:: Records provided ::

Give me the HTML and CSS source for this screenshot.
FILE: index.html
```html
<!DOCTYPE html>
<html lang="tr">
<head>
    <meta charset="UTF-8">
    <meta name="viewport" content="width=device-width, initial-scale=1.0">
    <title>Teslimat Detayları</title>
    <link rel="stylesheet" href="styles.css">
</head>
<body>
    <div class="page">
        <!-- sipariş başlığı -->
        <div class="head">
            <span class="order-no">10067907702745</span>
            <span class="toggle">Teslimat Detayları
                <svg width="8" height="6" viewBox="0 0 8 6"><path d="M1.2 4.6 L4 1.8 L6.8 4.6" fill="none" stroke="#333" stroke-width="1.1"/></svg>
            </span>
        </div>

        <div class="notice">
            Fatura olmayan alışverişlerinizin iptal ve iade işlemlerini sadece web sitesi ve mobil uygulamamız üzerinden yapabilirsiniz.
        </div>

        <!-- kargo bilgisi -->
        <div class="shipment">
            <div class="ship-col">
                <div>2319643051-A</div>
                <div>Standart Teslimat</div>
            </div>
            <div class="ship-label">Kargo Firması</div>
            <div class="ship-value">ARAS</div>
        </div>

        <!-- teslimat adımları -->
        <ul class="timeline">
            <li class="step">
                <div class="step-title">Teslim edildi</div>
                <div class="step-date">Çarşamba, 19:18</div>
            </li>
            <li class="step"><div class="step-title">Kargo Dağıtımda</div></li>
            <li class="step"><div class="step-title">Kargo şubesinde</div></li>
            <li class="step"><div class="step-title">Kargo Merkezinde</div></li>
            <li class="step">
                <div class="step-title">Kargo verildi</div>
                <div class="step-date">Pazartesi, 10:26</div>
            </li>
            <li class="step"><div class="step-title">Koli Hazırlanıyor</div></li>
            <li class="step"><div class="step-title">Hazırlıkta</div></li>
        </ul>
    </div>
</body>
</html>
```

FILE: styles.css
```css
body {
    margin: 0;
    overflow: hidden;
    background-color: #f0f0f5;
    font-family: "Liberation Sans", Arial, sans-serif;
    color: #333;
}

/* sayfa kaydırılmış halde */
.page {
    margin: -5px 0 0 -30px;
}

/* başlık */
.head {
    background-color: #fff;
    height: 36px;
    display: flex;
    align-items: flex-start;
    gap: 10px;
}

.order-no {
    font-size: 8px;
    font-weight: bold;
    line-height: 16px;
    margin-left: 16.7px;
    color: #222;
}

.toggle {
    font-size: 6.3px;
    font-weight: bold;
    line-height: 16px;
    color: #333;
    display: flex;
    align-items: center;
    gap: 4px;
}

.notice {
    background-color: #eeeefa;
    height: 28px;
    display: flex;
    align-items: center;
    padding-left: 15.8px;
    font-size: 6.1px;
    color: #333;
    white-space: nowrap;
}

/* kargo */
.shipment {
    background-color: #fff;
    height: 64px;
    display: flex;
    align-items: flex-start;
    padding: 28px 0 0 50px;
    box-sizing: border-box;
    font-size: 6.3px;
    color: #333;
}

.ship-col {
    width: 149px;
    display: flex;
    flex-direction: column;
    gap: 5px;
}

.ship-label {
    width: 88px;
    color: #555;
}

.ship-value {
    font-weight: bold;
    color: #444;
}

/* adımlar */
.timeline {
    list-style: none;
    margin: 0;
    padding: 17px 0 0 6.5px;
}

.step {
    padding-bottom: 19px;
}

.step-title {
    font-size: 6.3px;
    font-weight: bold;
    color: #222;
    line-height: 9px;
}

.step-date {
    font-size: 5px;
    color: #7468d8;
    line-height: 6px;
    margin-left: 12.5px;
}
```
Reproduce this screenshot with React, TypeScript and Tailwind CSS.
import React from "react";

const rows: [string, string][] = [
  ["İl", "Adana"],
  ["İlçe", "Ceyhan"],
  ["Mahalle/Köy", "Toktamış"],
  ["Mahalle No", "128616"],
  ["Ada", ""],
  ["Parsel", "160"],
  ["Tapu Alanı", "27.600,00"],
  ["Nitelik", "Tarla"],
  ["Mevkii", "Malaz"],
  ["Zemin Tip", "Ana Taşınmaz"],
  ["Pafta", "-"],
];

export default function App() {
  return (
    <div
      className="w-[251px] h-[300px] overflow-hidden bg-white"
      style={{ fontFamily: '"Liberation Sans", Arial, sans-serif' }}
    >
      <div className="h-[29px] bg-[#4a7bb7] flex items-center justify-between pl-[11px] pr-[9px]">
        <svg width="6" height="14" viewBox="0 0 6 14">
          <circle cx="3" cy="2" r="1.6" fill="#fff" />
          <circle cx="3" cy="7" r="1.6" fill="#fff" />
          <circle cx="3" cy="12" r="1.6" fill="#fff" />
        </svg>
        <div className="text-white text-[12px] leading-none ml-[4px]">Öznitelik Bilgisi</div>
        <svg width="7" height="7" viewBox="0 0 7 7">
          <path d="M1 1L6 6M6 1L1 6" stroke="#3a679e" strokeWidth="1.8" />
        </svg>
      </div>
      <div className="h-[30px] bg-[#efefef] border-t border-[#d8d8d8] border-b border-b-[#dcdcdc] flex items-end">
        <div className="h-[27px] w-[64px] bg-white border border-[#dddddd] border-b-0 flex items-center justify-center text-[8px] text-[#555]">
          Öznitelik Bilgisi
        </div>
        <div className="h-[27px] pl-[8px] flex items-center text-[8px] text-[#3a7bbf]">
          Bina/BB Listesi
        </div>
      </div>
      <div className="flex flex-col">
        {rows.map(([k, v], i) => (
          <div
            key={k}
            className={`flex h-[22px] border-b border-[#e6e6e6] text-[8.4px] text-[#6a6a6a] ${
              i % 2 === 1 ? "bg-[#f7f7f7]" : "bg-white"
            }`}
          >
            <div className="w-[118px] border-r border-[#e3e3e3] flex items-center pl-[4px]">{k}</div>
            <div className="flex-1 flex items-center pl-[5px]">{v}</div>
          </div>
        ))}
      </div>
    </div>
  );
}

:::
:: Records provided ::

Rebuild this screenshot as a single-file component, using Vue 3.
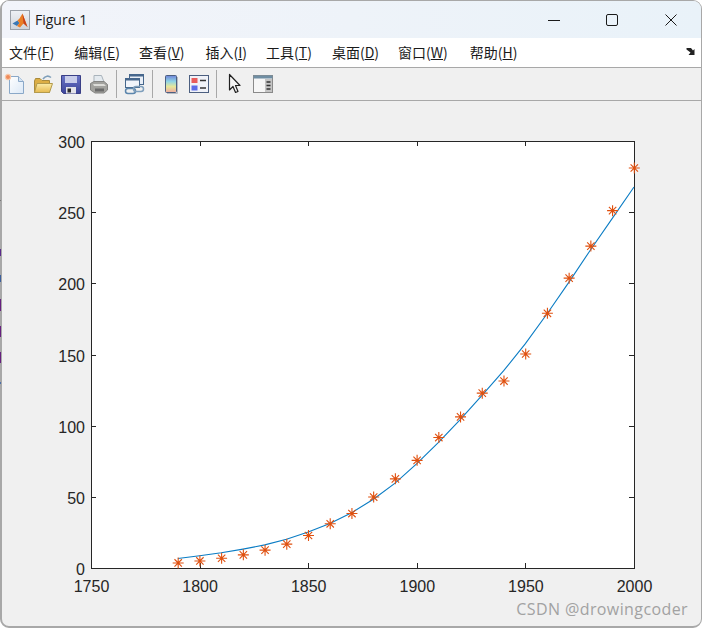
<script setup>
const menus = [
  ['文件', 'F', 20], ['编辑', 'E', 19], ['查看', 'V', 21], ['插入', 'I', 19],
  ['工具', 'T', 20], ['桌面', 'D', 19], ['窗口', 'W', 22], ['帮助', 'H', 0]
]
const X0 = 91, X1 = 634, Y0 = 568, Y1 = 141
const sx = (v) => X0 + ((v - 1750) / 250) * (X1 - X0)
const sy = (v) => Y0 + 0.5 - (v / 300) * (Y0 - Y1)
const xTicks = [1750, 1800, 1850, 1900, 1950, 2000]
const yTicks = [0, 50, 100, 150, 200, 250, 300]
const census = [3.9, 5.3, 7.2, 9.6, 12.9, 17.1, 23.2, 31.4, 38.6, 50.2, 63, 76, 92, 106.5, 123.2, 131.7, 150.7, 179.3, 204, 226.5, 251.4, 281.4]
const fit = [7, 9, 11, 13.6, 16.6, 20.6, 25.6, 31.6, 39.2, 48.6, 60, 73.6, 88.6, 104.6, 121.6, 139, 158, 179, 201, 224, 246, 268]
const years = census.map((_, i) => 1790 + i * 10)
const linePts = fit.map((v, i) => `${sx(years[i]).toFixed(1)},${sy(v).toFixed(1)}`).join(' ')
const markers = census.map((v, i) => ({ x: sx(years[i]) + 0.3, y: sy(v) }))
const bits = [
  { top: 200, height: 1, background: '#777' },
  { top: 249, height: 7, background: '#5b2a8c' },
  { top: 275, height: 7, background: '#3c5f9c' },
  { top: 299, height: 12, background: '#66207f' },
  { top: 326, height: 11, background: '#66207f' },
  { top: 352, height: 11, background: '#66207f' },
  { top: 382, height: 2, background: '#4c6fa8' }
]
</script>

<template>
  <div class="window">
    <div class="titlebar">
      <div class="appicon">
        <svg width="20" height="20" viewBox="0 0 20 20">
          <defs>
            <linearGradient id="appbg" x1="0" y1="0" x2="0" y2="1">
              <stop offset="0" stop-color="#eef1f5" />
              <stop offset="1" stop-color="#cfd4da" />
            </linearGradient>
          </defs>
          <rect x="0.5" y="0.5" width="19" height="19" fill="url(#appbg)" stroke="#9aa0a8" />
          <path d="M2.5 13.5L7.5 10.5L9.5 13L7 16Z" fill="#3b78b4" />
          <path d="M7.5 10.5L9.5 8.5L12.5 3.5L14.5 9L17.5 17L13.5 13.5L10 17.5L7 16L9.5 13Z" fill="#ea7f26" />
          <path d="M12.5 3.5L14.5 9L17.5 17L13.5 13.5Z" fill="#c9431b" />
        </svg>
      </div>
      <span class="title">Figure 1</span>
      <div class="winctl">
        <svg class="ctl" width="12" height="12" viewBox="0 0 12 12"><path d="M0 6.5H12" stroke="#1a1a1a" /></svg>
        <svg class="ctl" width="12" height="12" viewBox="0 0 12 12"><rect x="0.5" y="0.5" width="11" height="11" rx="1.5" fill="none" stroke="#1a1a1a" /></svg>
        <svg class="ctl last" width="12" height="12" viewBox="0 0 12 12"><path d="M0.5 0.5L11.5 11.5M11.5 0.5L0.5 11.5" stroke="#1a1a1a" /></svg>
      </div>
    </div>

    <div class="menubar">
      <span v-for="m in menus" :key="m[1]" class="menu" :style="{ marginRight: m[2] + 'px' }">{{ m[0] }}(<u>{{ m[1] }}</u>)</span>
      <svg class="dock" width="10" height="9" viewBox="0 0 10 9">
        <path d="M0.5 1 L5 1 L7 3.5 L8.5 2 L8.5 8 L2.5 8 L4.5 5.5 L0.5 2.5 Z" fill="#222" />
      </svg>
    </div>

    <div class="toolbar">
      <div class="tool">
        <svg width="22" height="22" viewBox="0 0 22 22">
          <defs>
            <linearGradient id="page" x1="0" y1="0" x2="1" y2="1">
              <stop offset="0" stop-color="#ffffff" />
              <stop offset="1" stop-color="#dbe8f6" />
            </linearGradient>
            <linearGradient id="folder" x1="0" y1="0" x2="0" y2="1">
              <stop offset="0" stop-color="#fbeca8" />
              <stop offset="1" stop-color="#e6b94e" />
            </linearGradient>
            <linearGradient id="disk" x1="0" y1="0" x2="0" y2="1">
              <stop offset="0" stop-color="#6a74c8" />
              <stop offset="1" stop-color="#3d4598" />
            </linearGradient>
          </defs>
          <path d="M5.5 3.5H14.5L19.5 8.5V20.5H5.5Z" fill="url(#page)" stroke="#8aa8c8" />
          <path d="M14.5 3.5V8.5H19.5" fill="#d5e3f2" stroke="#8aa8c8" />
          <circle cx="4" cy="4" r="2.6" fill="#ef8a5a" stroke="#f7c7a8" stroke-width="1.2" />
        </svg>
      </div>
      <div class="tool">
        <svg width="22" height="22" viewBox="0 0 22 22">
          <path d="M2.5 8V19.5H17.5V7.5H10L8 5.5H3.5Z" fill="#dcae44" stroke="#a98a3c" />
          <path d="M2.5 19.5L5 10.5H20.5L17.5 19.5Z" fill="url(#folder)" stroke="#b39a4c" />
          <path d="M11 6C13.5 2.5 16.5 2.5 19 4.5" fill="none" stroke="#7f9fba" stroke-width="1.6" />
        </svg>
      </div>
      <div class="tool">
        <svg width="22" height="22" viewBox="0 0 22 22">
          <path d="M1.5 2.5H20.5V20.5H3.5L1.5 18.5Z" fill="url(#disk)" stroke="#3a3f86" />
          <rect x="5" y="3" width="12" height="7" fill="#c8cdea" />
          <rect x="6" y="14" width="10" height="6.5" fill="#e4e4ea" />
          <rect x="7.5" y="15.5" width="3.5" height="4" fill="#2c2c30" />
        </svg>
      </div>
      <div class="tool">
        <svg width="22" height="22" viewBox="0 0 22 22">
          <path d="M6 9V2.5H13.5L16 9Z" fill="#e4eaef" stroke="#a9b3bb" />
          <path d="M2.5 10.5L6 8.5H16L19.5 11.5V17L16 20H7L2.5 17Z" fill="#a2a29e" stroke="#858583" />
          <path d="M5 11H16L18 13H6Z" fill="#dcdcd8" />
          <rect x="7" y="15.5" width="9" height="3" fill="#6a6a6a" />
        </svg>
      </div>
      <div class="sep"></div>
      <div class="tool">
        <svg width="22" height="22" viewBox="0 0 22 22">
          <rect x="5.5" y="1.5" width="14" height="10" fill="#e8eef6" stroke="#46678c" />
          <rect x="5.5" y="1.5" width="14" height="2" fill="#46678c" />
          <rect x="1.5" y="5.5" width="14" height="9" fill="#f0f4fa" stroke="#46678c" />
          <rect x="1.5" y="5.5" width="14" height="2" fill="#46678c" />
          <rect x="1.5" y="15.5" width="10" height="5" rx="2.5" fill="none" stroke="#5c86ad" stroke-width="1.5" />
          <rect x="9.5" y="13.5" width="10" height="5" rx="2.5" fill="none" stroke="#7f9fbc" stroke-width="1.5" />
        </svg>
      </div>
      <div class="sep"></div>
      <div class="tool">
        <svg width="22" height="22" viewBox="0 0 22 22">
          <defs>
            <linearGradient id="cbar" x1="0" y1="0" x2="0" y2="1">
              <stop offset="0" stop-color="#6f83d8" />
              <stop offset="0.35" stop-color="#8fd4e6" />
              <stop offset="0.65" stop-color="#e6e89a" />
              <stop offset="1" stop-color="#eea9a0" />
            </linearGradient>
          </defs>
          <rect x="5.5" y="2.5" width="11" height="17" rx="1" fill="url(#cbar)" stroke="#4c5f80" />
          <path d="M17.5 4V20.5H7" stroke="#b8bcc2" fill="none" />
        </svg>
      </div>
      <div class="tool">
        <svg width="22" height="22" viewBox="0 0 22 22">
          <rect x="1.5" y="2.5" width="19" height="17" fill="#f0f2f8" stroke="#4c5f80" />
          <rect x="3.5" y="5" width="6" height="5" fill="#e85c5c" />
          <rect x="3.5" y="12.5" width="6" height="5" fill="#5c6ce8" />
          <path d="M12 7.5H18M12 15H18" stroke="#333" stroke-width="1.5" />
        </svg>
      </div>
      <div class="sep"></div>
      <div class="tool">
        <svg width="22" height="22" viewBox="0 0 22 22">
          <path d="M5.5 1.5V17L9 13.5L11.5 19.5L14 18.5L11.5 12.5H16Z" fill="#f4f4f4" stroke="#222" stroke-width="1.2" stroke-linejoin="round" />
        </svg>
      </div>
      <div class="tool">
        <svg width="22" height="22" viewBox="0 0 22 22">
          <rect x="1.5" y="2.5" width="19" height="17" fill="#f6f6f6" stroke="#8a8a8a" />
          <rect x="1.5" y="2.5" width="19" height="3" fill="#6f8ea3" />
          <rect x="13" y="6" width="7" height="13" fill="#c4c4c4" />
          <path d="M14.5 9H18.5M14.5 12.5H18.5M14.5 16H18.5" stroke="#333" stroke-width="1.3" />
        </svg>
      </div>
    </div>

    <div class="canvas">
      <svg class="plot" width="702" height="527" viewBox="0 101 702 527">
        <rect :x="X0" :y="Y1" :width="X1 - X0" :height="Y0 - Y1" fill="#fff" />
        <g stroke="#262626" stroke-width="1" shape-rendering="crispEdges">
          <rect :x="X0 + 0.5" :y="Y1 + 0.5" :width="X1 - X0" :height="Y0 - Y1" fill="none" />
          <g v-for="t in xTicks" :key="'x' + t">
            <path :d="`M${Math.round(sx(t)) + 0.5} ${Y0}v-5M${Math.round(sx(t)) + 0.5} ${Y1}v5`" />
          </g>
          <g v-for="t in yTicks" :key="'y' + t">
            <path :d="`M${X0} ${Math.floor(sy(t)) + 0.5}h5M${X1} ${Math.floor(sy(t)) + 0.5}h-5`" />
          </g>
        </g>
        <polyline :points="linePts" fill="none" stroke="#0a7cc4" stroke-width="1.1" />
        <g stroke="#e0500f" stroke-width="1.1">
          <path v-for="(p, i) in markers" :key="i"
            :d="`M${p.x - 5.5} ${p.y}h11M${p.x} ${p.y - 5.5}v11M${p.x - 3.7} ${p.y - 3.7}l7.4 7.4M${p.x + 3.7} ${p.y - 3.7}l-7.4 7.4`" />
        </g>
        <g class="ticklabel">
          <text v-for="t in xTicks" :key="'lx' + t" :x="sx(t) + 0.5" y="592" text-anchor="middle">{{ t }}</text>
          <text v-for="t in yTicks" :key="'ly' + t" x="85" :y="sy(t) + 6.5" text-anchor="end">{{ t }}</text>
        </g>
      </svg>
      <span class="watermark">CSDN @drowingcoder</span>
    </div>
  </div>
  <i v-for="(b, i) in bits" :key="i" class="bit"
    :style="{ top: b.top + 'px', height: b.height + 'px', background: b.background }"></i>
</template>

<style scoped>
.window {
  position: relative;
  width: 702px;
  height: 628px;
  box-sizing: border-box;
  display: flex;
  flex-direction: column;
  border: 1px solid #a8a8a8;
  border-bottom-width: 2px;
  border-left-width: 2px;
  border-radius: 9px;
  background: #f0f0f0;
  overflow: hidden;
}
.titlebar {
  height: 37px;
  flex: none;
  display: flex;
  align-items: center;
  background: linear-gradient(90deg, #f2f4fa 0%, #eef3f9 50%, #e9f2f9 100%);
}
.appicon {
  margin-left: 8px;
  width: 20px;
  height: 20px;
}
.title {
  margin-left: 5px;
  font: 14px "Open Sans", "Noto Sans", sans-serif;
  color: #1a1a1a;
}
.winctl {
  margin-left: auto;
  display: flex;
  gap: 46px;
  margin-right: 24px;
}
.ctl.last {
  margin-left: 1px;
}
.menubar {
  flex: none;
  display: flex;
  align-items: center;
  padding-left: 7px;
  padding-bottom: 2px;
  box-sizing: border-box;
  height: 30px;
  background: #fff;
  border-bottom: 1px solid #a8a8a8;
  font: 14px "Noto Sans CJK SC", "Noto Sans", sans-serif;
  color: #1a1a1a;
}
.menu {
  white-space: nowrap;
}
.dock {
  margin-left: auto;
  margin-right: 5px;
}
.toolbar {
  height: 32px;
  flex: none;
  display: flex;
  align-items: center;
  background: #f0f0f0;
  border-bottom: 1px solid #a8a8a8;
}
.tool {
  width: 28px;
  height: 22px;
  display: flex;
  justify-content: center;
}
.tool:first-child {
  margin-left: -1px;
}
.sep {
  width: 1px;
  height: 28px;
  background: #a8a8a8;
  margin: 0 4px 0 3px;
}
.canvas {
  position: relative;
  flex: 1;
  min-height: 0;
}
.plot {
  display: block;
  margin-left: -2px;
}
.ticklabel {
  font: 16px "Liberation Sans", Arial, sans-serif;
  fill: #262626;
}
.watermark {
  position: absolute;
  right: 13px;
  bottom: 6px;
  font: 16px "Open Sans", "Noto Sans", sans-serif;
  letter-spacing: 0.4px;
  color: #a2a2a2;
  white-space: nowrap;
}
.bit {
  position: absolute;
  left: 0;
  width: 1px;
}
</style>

:::

▶ _Prompt_
Extract from the data every line where "screenshot" shows up.

▶ _Answer_
Give me the HTML and CSS source for this screenshot.
Reproduce this screenshot with React, TypeScript and Tailwind CSS.
Rebuild this screenshot as a single-file component, using Vue 3.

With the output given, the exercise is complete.